First, let dp(i, j) = the minimum number of edits required for the problem with strings source[i:] and target[j:]. We will perform what is known as “top-down dynamic programming.” What this means is: Since dp(i, j) may depend only on the values of source[i]target[j]dp(i+1, j)dp(i, j+1), and dp(i+1, j+1), we can write a function dp(i, j) that returns the desired answer recursively in terms of these values.
Additionally, every time we calculate dp(i, j), we will remember the result and record it in memo[i][j]. That ensures that we only perform the effort of calculating dp(i, j) once: afterwards, we simply return the cached result.
In general, when source[i] == target[j], then dp(i, j) = dp(i+1, j+1), because we simply write source[i]. When source[i] != target[j], then we either edited source[i](subtraction) and have the problem of transforming source[i+1:]to target[j:] left over (which has answer dp(i+1, j)), or we edited target[j] (addition) and have the problem of transforming source[i:] to target[j+1:] left over (which has answer dp(i, j+1)).
Let’s look at the first part of our solution:
function diffBetweenTwoStrings(source, target):
    # memo[i][j] will be our cached answer to dp(i, j)
    memo = new Array(source.length, target.length)

    # dp(i, j) is the minimum edits to transform
    # string source[i:] into string target[j:].
    function dp(i, j):
        # If one of the strings is empty, we know
        # the answer already.
        if i == source.length OR j == target.length:
            return target.length - j

        # Otherwise, if we don't have a cached answer,
        # then find one.
        else if memo[i][j] == null:
            if source[i] == target[j]:
                memo[i][j] = dp(i+1, j+1)
            else:
                memo[i][j] = 1 + min(dp(i+1, j), dp(i, j+1))

        return memo[i][j]

Constructing the Answer

Now we need to build our answer. We should iterate through the source and target, and in each step decide whether we need to delete or add another letter.
To figure this out, we need to leverage this information available in dp(i, j). When we have a decision to make between subtracting source[i] or adding target[j], we will use our knowledge of the minimum edit distances dp(i+1, j) and dp(i, j+1) to make our decision.
function diffBetweenTwoStrings(source, target):
    ans = []
    i = 0
    j = 0
    # We are always considering strings source[i:] and target[j:]
    while i < source.length AND j < target.length:
        if source[i] == target[j]:
            # Write the string with no edits
            ans.push(source[i])
            i += 1
            j += 1
        else:
            # We have to decide whether to subtract source[i],
            # or add target[j].
            if dp(i+1, j) <= dp(i, j+1):
                ans.push('-' + source[i])
                i += 1
            else:
                ans.push('+' + target[j])
                j += 1

    while j < target.length:
        ans.push('+' + target[j])
        j += 1

    return " ".join(ans)
We could have also used a “bottom-up” dynamic program for calculating the initial edit-distance function, as follows:
function diffBetweenTwoStrings(source, target):
    dp = new Array(source.length + 1, target.length + 1)
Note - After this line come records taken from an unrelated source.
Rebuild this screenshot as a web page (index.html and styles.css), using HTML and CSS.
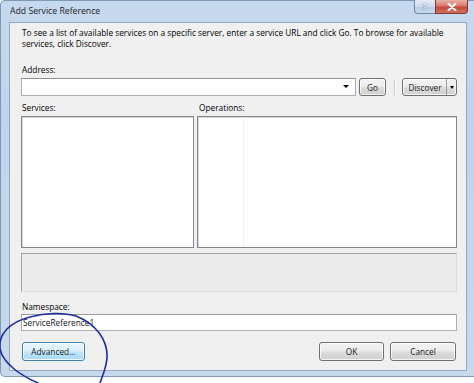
FILE: index.html
```html
<!DOCTYPE html>
<html>
<head>
<meta charset="utf-8">
<link rel="stylesheet" href="styles.css">
</head>
<body>
<div class="window">
  <div class="titlebar">
    <span class="title">Add Service Reference</span>
    <div class="caption-btns">
      <span class="cbtn help">?</span>
      <span class="cbtn close">
        <svg width="10" height="8" viewBox="0 0 10 8"><path d="M1.5 0.8 L8.5 7.2 M8.5 0.8 L1.5 7.2" stroke="#fff" stroke-width="2" stroke-linecap="round"/></svg>
      </span>
    </div>
  </div>
  <div class="client">
    <p class="intro">To see a list of available services on a specific server, enter a service URL and click Go. To browse for available services, click Discover.</p>
    <div class="label label-address">Address:</div>
    <div class="addr-row">
      <div class="combo"><span class="combo-arrow"></span></div>
      <div class="btn btn-go">Go</div>
      <div class="vsep"></div>
      <div class="btn split">
        <span class="split-main">Discover</span>
        <span class="split-arrow"><span class="tri"></span></span>
      </div>
    </div>
    <div class="list-labels">
      <div class="label col-services">Services:</div>
      <div class="label col-ops">Operations:</div>
    </div>
    <div class="lists">
      <div class="listbox services"></div>
      <div class="listbox ops"><div class="ops-col"></div></div>
    </div>
    <div class="status"></div>
    <div class="label label-ns">Namespace:</div>
    <div class="textbox">ServiceReference1</div>
    <div class="footer">
      <div class="btn btn-adv">Advanced...</div>
      <div class="spacer"></div>
      <div class="btn btn-ok">OK</div>
      <div class="btn btn-cancel">Cancel</div>
    </div>
  </div>
</div>
<svg class="annot" width="474" height="383" viewBox="0 0 474 383">
  <path d="M 38 383 C 22 376, 3 364, 0 349 C -2 334, 10 322, 30 317 C 45 313, 63 312, 76 316 C 96 324, 108 340, 107 358 C 106 369, 102 377, 100 383" fill="none" stroke="#1f2c9e" stroke-width="1.6" stroke-linecap="round"/>
</svg>
</body>
</html>
```

FILE: styles.css
```css
html, body {
  margin: 0;
  padding: 0;
  background: #ffffff;
}
body {
  width: 474px;
  height: 383px;
  overflow: hidden;
  position: relative;
  font-family: "Open Sans", "Liberation Sans", Arial, sans-serif;
  font-size: 8.3px;
  color: #000;
}
.window {
  width: 474px;
  box-sizing: border-box;
  background: linear-gradient(180deg, #c6d9ee 0%, #bfd4eb 30%, #c6d9ed 100%);
  border: 1px solid #7e98b8;
  border-right: none;
  border-radius: 5px 0 0 5px;
  padding: 0 0 5px 8px;
}
.titlebar {
  height: 21px;
  display: flex;
  align-items: flex-start;
  position: relative;
}
.title {
  font-size: 8.7px;
  line-height: 11px;
  margin: 5px 0 0 1px;
  color: #1e1e1e;
}
.caption-btns {
  margin-left: auto;
  margin-right: 6px;
  display: flex;
  margin-top: -1px;
}
.cbtn {
  height: 14px;
  display: flex;
  align-items: center;
  justify-content: center;
  box-sizing: border-box;
  border: 1px solid #6f87a8;
  border-top: none;
}
.help {
  width: 21px;
  border-right: none;
  border-radius: 0 0 0 4px;
  background: linear-gradient(180deg, #e4edf7 0%, #cbdbee 50%, #b6cbe4 51%, #c9d9ec 100%);
  color: #fff;
  font-weight: bold;
  font-size: 9px;
  line-height: 11px;
  text-shadow: 0 0 1px #4b6485, 0 0 1px #4b6485;
}
.close {
  width: 33px;
  border-color: #7b3b33;
  border-radius: 0 0 4px 0;
  background: linear-gradient(180deg, #eab0a6 0%, #d9786a 45%, #c44a38 55%, #d6705f 100%);
}
.close svg { display: block; }
.client {
  width: 458px;
  box-sizing: border-box;
  background: #f0f0f0;
  border: 1px solid #95a8c0;
  padding: 0 9px 9px 11px;
  display: flex;
  flex-direction: column;
}
.intro {
  margin: 4px 0 0 1px;
  line-height: 11px;
  width: 445px;
}
.label {
  line-height: 11px;
  padding-left: 1px;
}
.label-address { margin-top: 15px; }
.addr-row {
  margin-top: 3px;
  height: 18px;
  display: flex;
  align-items: stretch;
}
.combo {
  width: 335px;
  box-sizing: border-box;
  background: #fff;
  border: 1px solid #abadb3;
  border-top-color: #8d8f96;
  position: relative;
}
.combo-arrow {
  position: absolute;
  right: 6px;
  top: 6px;
  width: 0;
  height: 0;
  border-left: 3px solid transparent;
  border-right: 3px solid transparent;
  border-top: 3px solid #000;
}
.btn {
  box-sizing: border-box;
  border: 1px solid #707070;
  border-radius: 3px;
  background: linear-gradient(180deg, #f3f3f3 0%, #ebebeb 48%, #dddddd 52%, #d0d0d0 100%);
  box-shadow: inset 0 0 0 1px rgba(255,255,255,0.75);
  display: flex;
  align-items: center;
  justify-content: center;
  color: #1a1a1a;
  line-height: 11px;
}
.btn-go {
  width: 27px;
  margin-left: 3px;
}
.vsep {
  width: 1px;
  margin: 1px 7px 1px 8px;
  background: #c9c9c9;
  box-shadow: 1px 0 0 #fff;
}
.split {
  width: 55px;
  padding: 0;
  justify-content: flex-start;
}
.split-main {
  flex: 1;
  text-align: center;
  padding-left: 1px;
}
.split-arrow {
  width: 9px;
  align-self: stretch;
  border-left: 1px solid #9a9a9a;
  display: flex;
  align-items: center;
  justify-content: center;
}
.tri {
  width: 0;
  height: 0;
  border-left: 2.5px solid transparent;
  border-right: 2.5px solid transparent;
  border-top: 3px solid #000;
}
.list-labels {
  margin-top: 6px;
  display: flex;
}
.col-services { width: 175px; }
.col-ops { padding-left: 2px; }
.lists {
  margin-top: 3px;
  height: 132px;
  display: flex;
  gap: 3px;
}
.listbox {
  box-sizing: border-box;
  background: #fff;
  border: 1px solid #828790;
  box-shadow: inset 1px 1px 0 #d8d8d8;
}
.services { width: 173px; }
.ops {
  flex: 1;
  display: flex;
}
.ops-col {
  width: 45px;
  border-right: 1px solid #f2f2f2;
}
.status {
  margin-top: 5px;
  height: 39px;
  box-sizing: border-box;
  background: #ececec;
  border: 1px solid #a0a0a0;
  border-right-color: #dcdcdc;
  border-bottom-color: #dcdcdc;
}
.label-ns { margin-top: 9px; }
.textbox {
  margin-top: 2px;
  height: 17px;
  box-sizing: border-box;
  background: #fff;
  border: 1px solid #abadb3;
  border-top-color: #9a9ca3;
  padding-left: 1px;
  line-height: 15px;
  color: #111;
}
.footer {
  margin-top: 11px;
  height: 19px;
  display: flex;
}
.btn-adv {
  width: 63px;
  margin-left: 1px;
  border-color: #3c7fb1;
  background: linear-gradient(180deg, #eaf6fd 0%, #d9f0fc 48%, #bee6fd 52%, #a7d9f5 100%);
  box-shadow: inset 0 0 0 1px rgba(255,255,255,0.8);
}
.spacer { flex: 1; }
.btn-ok { width: 65px; }
.btn-cancel {
  width: 66px;
  margin-left: 6px;
  margin-right: 1px;
}
.annot {
  position: absolute;
  left: 0;
  top: 0;
  pointer-events: none;
}
```
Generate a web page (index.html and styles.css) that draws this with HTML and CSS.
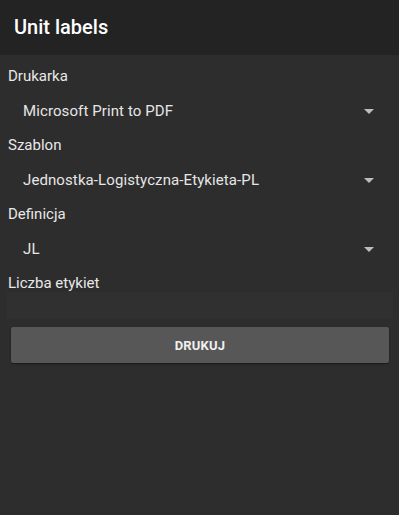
FILE: index.html
```html
<!DOCTYPE html>
<html lang="pl">
<head>
<meta charset="utf-8">
<title>Unit labels</title>
<link rel="stylesheet" href="styles.css">
</head>
<body>
<header class="appbar">Unit labels</header>
<main class="form">
  <div class="label">Drukarka</div>
  <div class="select"><span class="value">Microsoft Print to PDF</span><span class="arrow"></span></div>
  <div class="label">Szablon</div>
  <div class="select"><span class="value">Jednostka-Logistyczna-Etykieta-PL</span><span class="arrow"></span></div>
  <div class="label">Definicja</div>
  <div class="select"><span class="value">JL</span><span class="arrow"></span></div>
  <div class="label label-input">Liczba etykiet</div>
  <div class="input"></div>
  <button class="button">DRUKUJ</button>
</main>
</body>
</html>
```
FILE: styles.css
```css
html, body {
  margin: 0;
  padding: 0;
  height: 100%;
}
body {
  background: #2d2d2d;
  font-family: Roboto, "Liberation Sans", sans-serif;
  color: #e6e6e6;
}
.appbar {
  height: 55px;
  background: #232323;
  display: flex;
  align-items: center;
  padding-left: 14px;
  padding-bottom: 1px;
  box-sizing: border-box;
  font-size: 20px;
  font-weight: 500;
  color: #ffffff;
}
.form {
  display: flex;
  flex-direction: column;
  padding: 4px 6px 0 7px;
}
.label {
  height: 34.5px;
  display: flex;
  align-items: center;
  padding-left: 1px;
  font-size: 15px;
  color: #e8e8e8;
}
.label-input {
  height: 26px;
  padding-top: 8px;
  box-sizing: border-box;
  align-items: center;
}
.select {
  height: 34.5px;
  display: flex;
  align-items: center;
  justify-content: space-between;
  padding: 0 19px 0 16px;
  font-size: 15px;
  color: #e6e6e6;
}
.value {
  letter-spacing: 0.1px;
}
.arrow {
  width: 0;
  height: 0;
  border-left: 5px solid transparent;
  border-right: 5px solid transparent;
  border-top: 5px solid #bdbdbd;
  margin-top: 1px;
}
.input {
  height: 27px;
  background: #303030;
}
.button {
  margin: 8px 4px 0 4px;
  height: 36px;
  background: #575757;
  border: none;
  border-radius: 2px;
  box-shadow: 0 1px 2px rgba(0,0,0,0.45);
  color: #f0f0f0;
  font-family: Roboto, "Liberation Sans", sans-serif;
  font-size: 13px;
  font-weight: 700;
  letter-spacing: 0.2px;
}
```
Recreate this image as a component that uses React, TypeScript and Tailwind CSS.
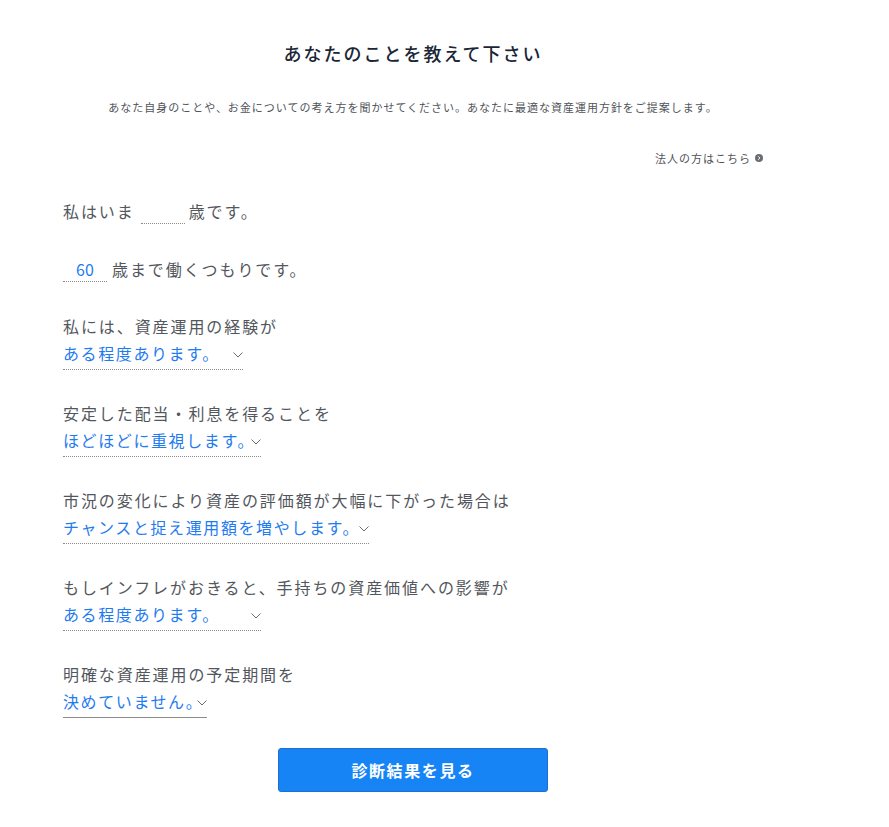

    for i from 0 to source.length:
        dp[i][target.length] = 0
    for j from 0 to target.length:
        dp[source.length][j] = target.length - j
    
    for i from source.length - 1 to 0:
     for j from target.length - 1 to 0:
         if source[i] == target[j]:
          dp[i][j] = dp[i+1][j+1]
         else:
          dp[i][j] = 1 + min(dp[i+1][j], dp[i][j+1])
Instead of caching our results, we compute them in an order that guarantees the components used in computing our answer are correct.
Here, in the main “for i from source.length - 1 to 0, for j from target.length -1 to 0” loop, we iterated i and j in an order that guaranteed that dp[i+1][j], dp[i][j+1], and dp[i+1][j+1] are correct.
The rest of the solution proceeds similarly.

Time Complexity: O(S.length * T.length), from our construction of dp.
Space Complexity: O(S.length * T.length), the space taken by dp.

Friday, June 21, 2019

Introducing Microsoft.FeatureManagement

Andrew Lock has published a set of posts Series: Adding feature flags to an ASP.NET Core app.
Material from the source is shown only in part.